Quanto às injustiças sociais, aí é mesmo um dos meus pontos fracos - não as tolero, viro uma fera (há leitores que me escrevem a censurar a mudança que se opera em mim quando desato a invectivar quem (des)governa o país sem atender a quem passa tantas dificuldades).

Hoje vou escrever sobre isso, sobre as disparidades e sobre o sofrimento anónimo.

Obrigada pela gentileza das suas palavras mas, olhe, Leanor, sou uma pessoa absolutamente normal, nada de especial mesmo.

Um Jeito Manso disse...

Mary,

Olhe que eu sou de uma persistência danada. Não vou desistir, pelo menos, de tentar que não se irrite com ela. Pode não gostar da obra dela, mas tem que gostar dela. É uma criatura alternativa, uma pândega, e uma mulher de causas.

Mas, olhe, se não a convencer, paciência, continuo a ser sua amiga na mesma...!

Olinda Melo disse...

Nem mais! Enquanto eu lia 'Viver é...' de Joaquim Pessoa, eis que se desenrolava aqui a própria vida, pormenores, detalhes,fragmentos, que, juntos, levam no seu âmago a essência da nossa existência. Pequenas coisas para uns, grandes para outros, a relativização de que fala.
Confesso que li o seu texto com devoção, senti-me levada nesse passeio e consegui ver o que viu, porque não podia ser de outro modo. A forma como escreve faz-nos tomar parte nas suas reflexões...
As fotografias, lindas,lindas. E o Zeca Afonso, sempre.

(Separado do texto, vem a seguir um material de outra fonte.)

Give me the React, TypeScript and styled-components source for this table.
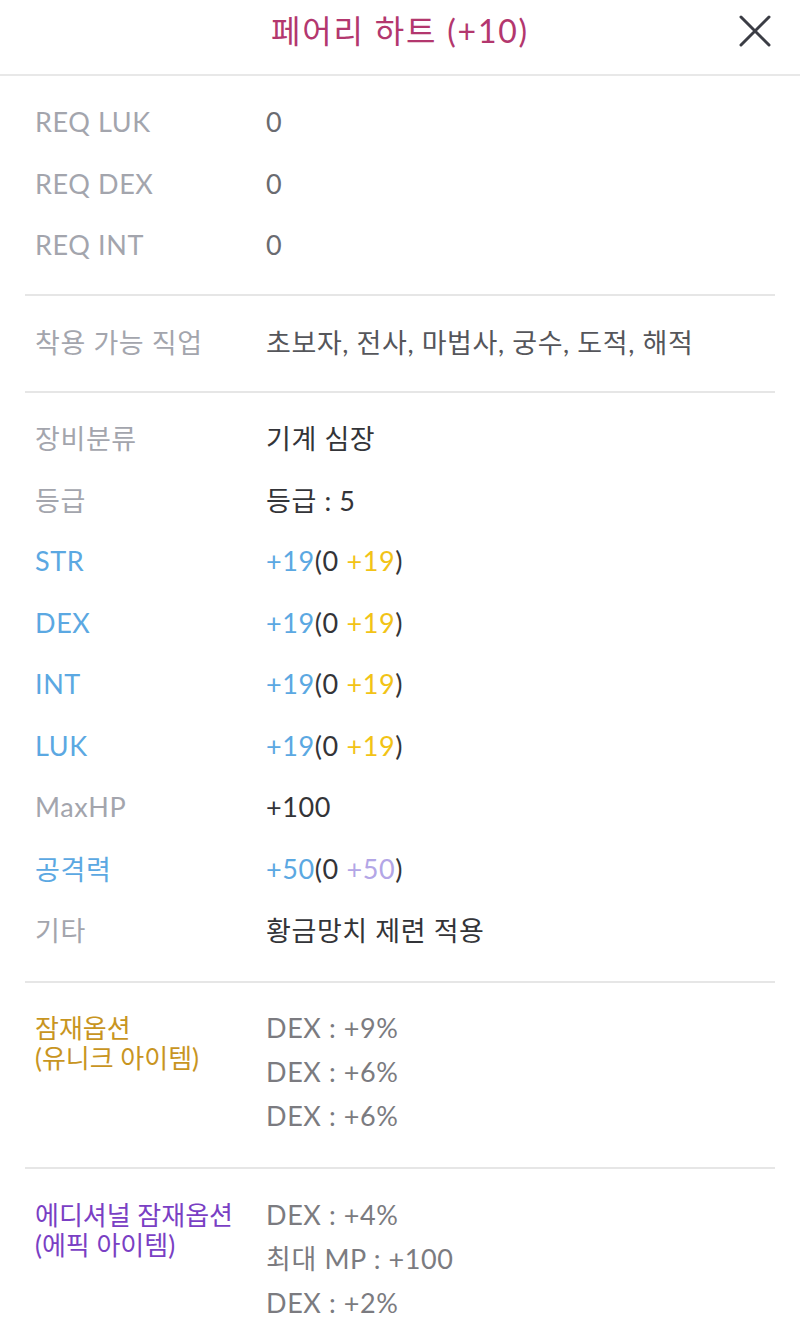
import React from "react";
import styled, { createGlobalStyle } from "styled-components";

const Global = createGlobalStyle`
  html, body { margin: 0; padding: 0; background: #fff; }
  body { font-family: Lato, "Noto Sans CJK KR", "Noto Sans", sans-serif; }
`;

const Page = styled.div`
  width: 800px;
  background: #fff;
`;

const Header = styled.header`
  position: relative;
  height: 74px;
  border-bottom: 2px solid #e8e8e8;
  display: flex;
  align-items: center;
  justify-content: center;
`;

const Title = styled.h1`
  margin: 0;
  font-weight: 400;
  font-size: 32px;
  color: #b3376e;
  letter-spacing: 1.8px;
  padding-bottom: 16px;
`;

const CloseButton = styled.button`
  position: absolute;
  right: 28px;
  top: 14px;
  width: 34px;
  height: 34px;
  padding: 0;
  border: none;
  background: none;
  display: flex;
  align-items: center;
  justify-content: center;
`;

const Body = styled.div`
  padding: 0 25px;
`;

const Section = styled.section<{ $top?: number; $bottom?: number; $last?: boolean }>`
  padding: ${(p) => p.$top ?? 16}px 0 ${(p) => p.$bottom ?? 19}px;
  border-bottom: ${(p) => (p.$last ? "none" : "2px solid #e6e6e6")};
`;

const Row = styled.div`
  display: grid;
  grid-template-columns: 231px 1fr;
  height: 61.5px;
  align-items: center;
  padding-left: 10px;
  font-size: 27px;
  letter-spacing: 0.6px;
`;

const Label = styled.div<{ $color?: string }>`
  color: ${(p) => p.$color ?? "#a3a5ad"};
  white-space: nowrap;
`;

const Value = styled.div<{ $color?: string }>`
  color: ${(p) => p.$color ?? "#333438"};
  white-space: nowrap;
`;

const Blue = styled.span`color: #5ba8e2;`;
const Yellow = styled.span`color: #f2c316;`;
const Lilac = styled.span`color: #b3a6e6;`;

const OptionBlock = styled.div`
  display: grid;
  grid-template-columns: 231px 1fr;
  padding-left: 10px;
  font-size: 27px;
  letter-spacing: 0.6px;
  align-items: start;
`;

const OptionLabel = styled.div<{ $color: string }>`
  color: ${(p) => p.$color};
  font-size: 26px;
  letter-spacing: 0;
  line-height: 30px;
  margin-top: 7px;
  white-space: nowrap;
`;

const OptionList = styled.div`
  display: flex;
  flex-direction: column;
`;

const OptionLine = styled.div`
  line-height: 44px;
  color: #7b7b80;
  white-space: nowrap;
`;

const CloseIcon = () => (
  <svg width="34" height="34" viewBox="0 0 34 34">
    <path d="M3 3 L31 31 M31 3 L3 31" stroke="#3b3d45" strokeWidth="3" strokeLinecap="round" fill="none" />
  </svg>
);

const Stat = ({ base, extra, lilac }: { base: string; extra: string; lilac?: boolean }) => (
  <>
    <Blue>{base}</Blue>(0 {lilac ? <Lilac>{extra}</Lilac> : <Yellow>{extra}</Yellow>})
  </>
);

export default function App() {
  return (
    <Page>
      <Global />
      <Header>
        <Title>페어리 하트 (+10)</Title>
        <CloseButton aria-label="닫기">
          <CloseIcon />
        </CloseButton>
      </Header>
      <Body>
        <Section $top={15} $bottom={18}>
          <Row><Label>REQ LUK</Label><Value $color="#6a6b70">0</Value></Row>
          <Row><Label>REQ DEX</Label><Value $color="#6a6b70">0</Value></Row>
          <Row><Label>REQ INT</Label><Value $color="#6a6b70">0</Value></Row>
        </Section>
        <Section $top={15} $bottom={19}>
          <Row><Label>착용 가능 직업</Label><Value $color="#55565b">초보자, 전사, 마법사, 궁수, 도적, 해적</Value></Row>
        </Section>
        <Section $top={14} $bottom={20}>
          <Row><Label>장비분류</Label><Value>기계 심장</Value></Row>
          <Row><Label>등급</Label><Value>등급 : 5</Value></Row>
          <Row><Label $color="#5ba8e2">STR</Label><Value><Stat base="+19" extra="+19" /></Value></Row>
          <Row><Label $color="#5ba8e2">DEX</Label><Value><Stat base="+19" extra="+19" /></Value></Row>
          <Row><Label $color="#5ba8e2">INT</Label><Value><Stat base="+19" extra="+19" /></Value></Row>
          <Row><Label $color="#5ba8e2">LUK</Label><Value><Stat base="+19" extra="+19" /></Value></Row>
          <Row><Label>MaxHP</Label><Value>+100</Value></Row>
          <Row><Label $color="#5ba8e2">공격력</Label><Value><Stat base="+50" extra="+50" lilac /></Value></Row>
          <Row><Label>기타</Label><Value>황금망치 제련 적용</Value></Row>
        </Section>
        <Section $top={23} $bottom={29}>
          <OptionBlock>
            <OptionLabel $color="#c8951f">잠재옵션<br />(유니크 아이템)</OptionLabel>
            <OptionList>
              <OptionLine>DEX : +9%</OptionLine>
              <OptionLine>DEX : +6%</OptionLine>
              <OptionLine>DEX : +6%</OptionLine>
            </OptionList>
          </OptionBlock>
        </Section>
        <Section $top={24} $bottom={19} $last>
          <OptionBlock>
            <OptionLabel $color="#7a3fc4">에디셔널 잠재옵션<br />(에픽 아이템)</OptionLabel>
            <OptionList>
              <OptionLine>DEX : +4%</OptionLine>
              <OptionLine>최대 MP : +100</OptionLine>
              <OptionLine>DEX : +2%</OptionLine>
            </OptionList>
          </OptionBlock>
        </Section>
      </Body>
    </Page>
  );
}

Mais um excelente post, com um tema que me é muito grato.

Obrigada.

Beijos

Olinda

Olinda Melo disse...

E o Nuno Júdice...

Adorei.

:)

Beijos

Olinda

Olinda Melo disse...

E o Baú das palavras sem fim...

GOSTEI!!!

:))

Mais beijos

Olinda

Pôr do Sol disse...

Cara Jeitinho,
Obrigada pelos seus passeios guiados.
Adoro Lisboa, a sua luz, o seu interior, avenidas,becos e ruelas,jardins e praças, mas o maior prazer é um entardecer junto à beira rio.
A pé,costumo passear entre Belem e Santos, admirando a outra margem, os pescadores, os barcos,os outros passeantes e as gaivotas.
São mulheres, belas, elegantes, altivas, sonhadoras,independentes e lutadoras.
Ontem, ao ver como duas disputavam um mexilhão veio-me á memoria o filme de Hitchcok. Filme que há mais ou menos 30 anos me impressionou, e agora o relacionar com as belas gaivotas.
A forma como se multiplicam, a falta de alimento leva a que pouco a pouco se introduzam cidade dentro.
Estou a recordar-me de uma fotografia de sua autoria em que uma gaivota civilizadamente atravessa a avenida na passadeira de peões.
Quando as vejo nos jarins,lembro-me que depois de ter ficado presa ao ecran uma eternidade aguardando o final do filme,( e ficar decepcionada com o mesmo), assusto-me: e se a ficção se tornasse realidade?
Desculpe, deve ser do adiantado da hora...

Um Jeito Manso disse...

Olinda,

É tardíssimo como de costume, acabei agora de escrever o meu post de hoje que me deixou um bocado perturbada (porque o tema me é caro e difícil) mas não quero deixar de lhe agradecer o carinho, a simpatia e o incentivo.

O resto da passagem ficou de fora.